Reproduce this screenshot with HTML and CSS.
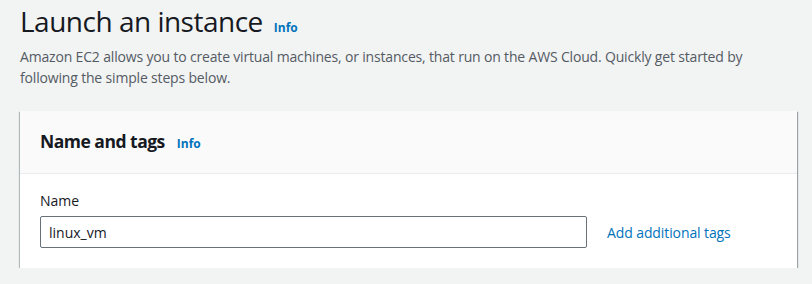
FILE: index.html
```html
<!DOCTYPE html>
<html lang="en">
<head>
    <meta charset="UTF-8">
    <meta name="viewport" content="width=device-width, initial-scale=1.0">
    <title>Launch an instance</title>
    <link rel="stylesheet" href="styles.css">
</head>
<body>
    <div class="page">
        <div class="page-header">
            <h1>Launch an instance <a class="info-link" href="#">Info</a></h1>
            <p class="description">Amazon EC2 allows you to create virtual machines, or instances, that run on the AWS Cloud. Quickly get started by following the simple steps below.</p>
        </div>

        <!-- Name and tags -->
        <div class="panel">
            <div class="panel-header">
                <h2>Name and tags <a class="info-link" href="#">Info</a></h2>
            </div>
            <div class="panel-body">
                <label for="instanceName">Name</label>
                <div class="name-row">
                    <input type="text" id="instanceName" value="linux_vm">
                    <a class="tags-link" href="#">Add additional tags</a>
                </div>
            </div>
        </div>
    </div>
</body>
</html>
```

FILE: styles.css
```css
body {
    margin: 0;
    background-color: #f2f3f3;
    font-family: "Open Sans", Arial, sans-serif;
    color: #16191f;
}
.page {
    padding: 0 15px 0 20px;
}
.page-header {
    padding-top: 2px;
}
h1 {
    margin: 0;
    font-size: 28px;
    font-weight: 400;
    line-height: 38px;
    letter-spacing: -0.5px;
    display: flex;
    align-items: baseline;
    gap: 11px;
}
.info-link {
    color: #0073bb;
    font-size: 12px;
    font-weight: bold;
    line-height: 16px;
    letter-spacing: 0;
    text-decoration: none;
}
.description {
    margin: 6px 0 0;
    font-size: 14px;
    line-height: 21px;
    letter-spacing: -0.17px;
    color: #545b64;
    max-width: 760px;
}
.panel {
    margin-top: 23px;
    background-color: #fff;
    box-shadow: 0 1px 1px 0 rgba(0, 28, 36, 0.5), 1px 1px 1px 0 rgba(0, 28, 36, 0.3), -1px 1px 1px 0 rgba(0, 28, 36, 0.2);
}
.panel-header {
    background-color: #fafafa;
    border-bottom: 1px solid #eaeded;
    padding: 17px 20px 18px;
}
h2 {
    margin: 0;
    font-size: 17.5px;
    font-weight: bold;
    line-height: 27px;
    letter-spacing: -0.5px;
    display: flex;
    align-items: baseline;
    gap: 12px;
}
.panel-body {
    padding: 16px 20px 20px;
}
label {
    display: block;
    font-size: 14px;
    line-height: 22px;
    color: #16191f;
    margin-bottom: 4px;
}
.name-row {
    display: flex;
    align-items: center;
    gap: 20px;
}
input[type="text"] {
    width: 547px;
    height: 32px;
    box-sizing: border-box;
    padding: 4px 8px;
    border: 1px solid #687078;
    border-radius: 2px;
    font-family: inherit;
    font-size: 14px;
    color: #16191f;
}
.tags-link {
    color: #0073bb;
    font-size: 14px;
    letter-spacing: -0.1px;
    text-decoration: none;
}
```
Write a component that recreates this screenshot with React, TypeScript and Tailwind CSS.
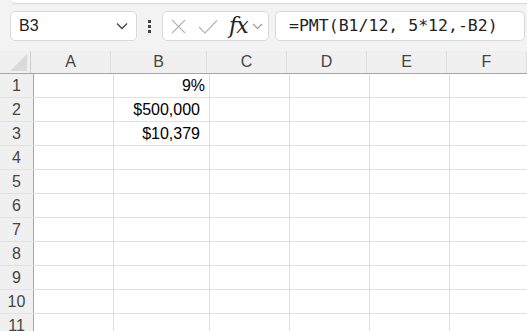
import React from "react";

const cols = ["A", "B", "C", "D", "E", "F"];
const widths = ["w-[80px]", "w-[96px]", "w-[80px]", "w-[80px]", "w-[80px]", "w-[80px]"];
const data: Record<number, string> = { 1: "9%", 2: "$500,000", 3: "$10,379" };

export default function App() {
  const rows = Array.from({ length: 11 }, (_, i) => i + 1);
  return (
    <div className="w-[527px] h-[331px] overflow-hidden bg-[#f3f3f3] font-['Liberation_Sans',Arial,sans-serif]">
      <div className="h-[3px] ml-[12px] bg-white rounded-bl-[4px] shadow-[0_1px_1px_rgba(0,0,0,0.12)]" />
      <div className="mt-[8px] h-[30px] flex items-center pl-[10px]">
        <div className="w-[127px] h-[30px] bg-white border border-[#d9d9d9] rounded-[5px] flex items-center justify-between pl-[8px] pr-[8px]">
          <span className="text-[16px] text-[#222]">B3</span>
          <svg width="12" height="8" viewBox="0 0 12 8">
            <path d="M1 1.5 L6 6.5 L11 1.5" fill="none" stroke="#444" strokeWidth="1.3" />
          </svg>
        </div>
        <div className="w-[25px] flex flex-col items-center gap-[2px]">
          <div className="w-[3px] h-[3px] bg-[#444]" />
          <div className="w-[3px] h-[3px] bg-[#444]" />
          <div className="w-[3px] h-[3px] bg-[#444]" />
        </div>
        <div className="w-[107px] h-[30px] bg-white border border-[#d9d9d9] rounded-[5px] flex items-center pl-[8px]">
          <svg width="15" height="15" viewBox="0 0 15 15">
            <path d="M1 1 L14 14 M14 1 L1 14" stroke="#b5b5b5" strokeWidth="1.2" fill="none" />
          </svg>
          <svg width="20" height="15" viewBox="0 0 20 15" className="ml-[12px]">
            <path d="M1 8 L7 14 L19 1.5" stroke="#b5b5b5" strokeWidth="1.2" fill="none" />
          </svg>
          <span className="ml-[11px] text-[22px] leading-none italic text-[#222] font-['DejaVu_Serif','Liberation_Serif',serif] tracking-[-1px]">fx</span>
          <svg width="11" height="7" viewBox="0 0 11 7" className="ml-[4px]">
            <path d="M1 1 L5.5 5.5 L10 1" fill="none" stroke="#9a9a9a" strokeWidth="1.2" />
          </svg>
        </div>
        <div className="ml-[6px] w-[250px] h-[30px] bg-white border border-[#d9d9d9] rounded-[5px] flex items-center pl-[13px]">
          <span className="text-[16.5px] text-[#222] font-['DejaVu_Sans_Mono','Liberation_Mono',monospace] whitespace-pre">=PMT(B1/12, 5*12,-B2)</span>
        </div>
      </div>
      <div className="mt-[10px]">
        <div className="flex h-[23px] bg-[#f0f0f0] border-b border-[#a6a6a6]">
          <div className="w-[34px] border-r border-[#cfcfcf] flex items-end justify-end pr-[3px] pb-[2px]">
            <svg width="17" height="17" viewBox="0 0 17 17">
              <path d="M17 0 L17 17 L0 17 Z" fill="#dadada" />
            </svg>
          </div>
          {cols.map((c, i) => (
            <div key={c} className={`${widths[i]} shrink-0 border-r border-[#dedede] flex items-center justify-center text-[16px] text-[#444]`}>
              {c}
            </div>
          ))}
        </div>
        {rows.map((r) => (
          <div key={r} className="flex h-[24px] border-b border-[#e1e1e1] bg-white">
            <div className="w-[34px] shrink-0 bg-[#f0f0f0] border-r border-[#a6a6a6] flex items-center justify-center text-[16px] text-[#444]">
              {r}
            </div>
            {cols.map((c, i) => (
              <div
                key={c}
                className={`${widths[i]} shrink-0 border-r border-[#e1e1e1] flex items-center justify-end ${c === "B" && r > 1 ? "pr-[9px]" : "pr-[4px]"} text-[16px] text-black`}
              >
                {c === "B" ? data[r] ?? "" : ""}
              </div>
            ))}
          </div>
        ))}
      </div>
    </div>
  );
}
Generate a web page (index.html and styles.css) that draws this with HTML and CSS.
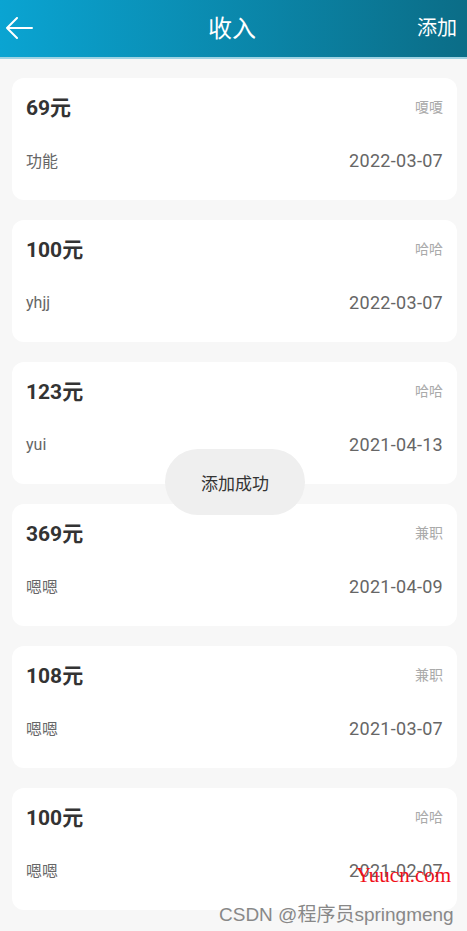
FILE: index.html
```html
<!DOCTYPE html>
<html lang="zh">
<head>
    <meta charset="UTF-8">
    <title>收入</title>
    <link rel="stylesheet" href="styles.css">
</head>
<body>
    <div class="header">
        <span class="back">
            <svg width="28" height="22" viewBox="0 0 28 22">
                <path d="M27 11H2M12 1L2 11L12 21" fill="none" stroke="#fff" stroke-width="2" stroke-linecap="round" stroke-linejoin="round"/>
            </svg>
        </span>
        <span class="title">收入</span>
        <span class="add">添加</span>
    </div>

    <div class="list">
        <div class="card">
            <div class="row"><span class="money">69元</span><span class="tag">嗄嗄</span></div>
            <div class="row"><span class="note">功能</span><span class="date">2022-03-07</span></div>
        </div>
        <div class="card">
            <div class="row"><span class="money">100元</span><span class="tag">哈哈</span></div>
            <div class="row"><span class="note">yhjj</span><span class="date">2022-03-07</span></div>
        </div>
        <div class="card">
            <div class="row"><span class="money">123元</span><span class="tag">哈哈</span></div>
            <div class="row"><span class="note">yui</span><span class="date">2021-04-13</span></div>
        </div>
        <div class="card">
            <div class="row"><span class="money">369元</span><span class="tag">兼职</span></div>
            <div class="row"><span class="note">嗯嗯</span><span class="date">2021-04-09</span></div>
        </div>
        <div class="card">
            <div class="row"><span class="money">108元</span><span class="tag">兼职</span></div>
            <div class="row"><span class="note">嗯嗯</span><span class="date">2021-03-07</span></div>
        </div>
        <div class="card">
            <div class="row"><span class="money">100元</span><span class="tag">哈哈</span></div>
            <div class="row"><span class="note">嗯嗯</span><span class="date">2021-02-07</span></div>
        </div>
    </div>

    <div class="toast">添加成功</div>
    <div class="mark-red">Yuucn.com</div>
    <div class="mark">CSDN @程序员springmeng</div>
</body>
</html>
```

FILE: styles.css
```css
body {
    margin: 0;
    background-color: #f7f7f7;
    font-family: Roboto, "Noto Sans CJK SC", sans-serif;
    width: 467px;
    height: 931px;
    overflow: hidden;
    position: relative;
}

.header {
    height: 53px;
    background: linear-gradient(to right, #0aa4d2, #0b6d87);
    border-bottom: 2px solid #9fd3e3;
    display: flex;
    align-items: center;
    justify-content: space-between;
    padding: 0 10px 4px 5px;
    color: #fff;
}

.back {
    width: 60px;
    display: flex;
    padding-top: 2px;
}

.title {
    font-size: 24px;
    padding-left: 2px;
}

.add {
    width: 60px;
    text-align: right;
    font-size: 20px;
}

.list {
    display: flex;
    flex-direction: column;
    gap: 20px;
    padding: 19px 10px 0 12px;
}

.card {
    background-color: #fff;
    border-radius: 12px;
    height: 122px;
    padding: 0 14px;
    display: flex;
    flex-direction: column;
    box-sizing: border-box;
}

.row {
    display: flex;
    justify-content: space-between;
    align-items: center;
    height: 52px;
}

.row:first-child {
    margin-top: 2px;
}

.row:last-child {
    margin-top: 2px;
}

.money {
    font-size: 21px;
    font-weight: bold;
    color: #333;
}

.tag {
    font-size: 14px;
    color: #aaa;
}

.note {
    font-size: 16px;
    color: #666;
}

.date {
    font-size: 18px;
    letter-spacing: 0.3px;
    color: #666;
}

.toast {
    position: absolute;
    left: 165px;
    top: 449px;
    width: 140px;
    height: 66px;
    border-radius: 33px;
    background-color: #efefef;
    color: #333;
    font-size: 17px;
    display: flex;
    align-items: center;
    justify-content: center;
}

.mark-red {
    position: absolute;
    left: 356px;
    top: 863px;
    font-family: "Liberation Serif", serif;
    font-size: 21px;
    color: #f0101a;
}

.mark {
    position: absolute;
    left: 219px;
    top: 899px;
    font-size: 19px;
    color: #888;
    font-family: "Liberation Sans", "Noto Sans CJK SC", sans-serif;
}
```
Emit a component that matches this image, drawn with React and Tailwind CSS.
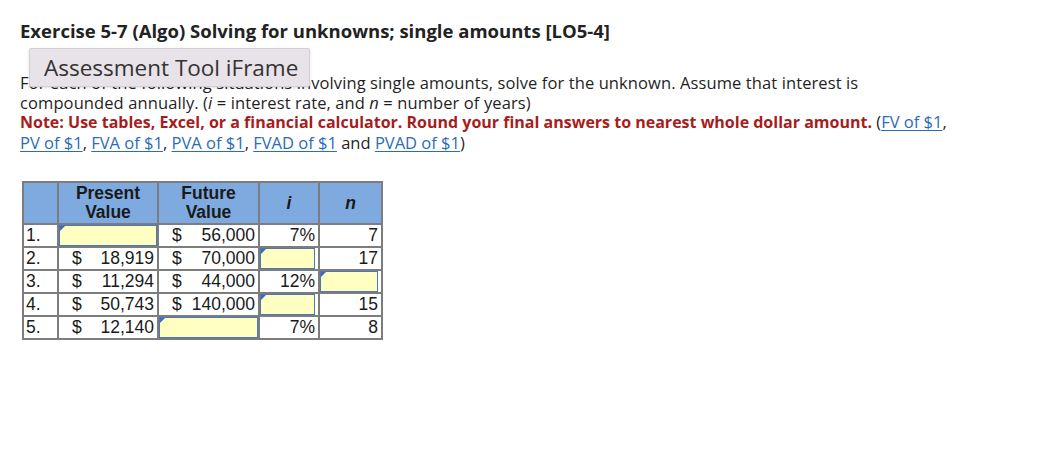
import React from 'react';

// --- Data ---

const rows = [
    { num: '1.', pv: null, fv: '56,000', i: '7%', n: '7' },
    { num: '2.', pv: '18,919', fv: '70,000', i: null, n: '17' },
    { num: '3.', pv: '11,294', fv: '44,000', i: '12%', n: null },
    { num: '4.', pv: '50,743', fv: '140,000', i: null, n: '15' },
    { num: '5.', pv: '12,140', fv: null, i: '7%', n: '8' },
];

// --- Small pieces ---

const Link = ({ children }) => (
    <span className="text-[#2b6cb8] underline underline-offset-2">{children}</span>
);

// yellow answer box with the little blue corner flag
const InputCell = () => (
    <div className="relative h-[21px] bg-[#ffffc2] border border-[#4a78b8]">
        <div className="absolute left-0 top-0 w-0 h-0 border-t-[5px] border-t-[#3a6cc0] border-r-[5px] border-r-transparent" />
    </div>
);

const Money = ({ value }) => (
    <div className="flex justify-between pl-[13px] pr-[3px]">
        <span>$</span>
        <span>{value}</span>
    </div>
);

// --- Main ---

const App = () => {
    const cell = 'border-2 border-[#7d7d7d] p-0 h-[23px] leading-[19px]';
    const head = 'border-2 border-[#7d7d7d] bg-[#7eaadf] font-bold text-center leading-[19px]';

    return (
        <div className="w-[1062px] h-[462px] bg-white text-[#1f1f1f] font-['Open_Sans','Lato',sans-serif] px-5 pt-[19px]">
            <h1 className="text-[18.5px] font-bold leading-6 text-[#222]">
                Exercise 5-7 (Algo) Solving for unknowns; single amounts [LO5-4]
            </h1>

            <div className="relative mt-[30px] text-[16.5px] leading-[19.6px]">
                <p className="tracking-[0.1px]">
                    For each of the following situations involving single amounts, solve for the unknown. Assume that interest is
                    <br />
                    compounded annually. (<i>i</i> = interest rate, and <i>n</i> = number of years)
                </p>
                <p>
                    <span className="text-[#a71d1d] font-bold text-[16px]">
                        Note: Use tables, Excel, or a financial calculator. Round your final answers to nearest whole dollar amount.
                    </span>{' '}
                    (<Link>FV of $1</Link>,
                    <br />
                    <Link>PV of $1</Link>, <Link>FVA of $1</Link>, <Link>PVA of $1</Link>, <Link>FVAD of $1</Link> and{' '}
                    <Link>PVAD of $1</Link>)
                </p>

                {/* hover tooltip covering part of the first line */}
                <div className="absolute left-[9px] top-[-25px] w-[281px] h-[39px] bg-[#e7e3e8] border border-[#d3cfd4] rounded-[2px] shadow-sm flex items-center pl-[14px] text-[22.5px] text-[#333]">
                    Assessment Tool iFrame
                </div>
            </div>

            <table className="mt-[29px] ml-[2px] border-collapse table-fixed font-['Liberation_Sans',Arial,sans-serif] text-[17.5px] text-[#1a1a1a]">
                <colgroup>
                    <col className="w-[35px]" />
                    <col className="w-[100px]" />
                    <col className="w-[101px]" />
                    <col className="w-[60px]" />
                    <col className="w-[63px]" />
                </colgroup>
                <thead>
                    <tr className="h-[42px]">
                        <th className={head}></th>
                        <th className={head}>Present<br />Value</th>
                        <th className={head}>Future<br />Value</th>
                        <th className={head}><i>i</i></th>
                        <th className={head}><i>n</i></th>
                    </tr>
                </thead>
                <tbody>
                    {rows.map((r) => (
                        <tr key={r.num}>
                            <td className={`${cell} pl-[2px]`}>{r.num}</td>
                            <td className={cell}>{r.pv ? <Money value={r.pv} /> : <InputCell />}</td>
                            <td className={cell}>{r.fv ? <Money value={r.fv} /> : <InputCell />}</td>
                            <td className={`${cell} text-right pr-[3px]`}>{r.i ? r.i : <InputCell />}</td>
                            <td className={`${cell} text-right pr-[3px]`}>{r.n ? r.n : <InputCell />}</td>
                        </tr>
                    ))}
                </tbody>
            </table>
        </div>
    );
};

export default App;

+ + + +

**Exercise goal:** Only lines with the word "Tailwind" are wanted, so copy each one from the records.

**Answer for the task:**
Write a component that recreates this screenshot with React, TypeScript and Tailwind CSS.
Emit a component that matches this image, drawn with React and Tailwind CSS.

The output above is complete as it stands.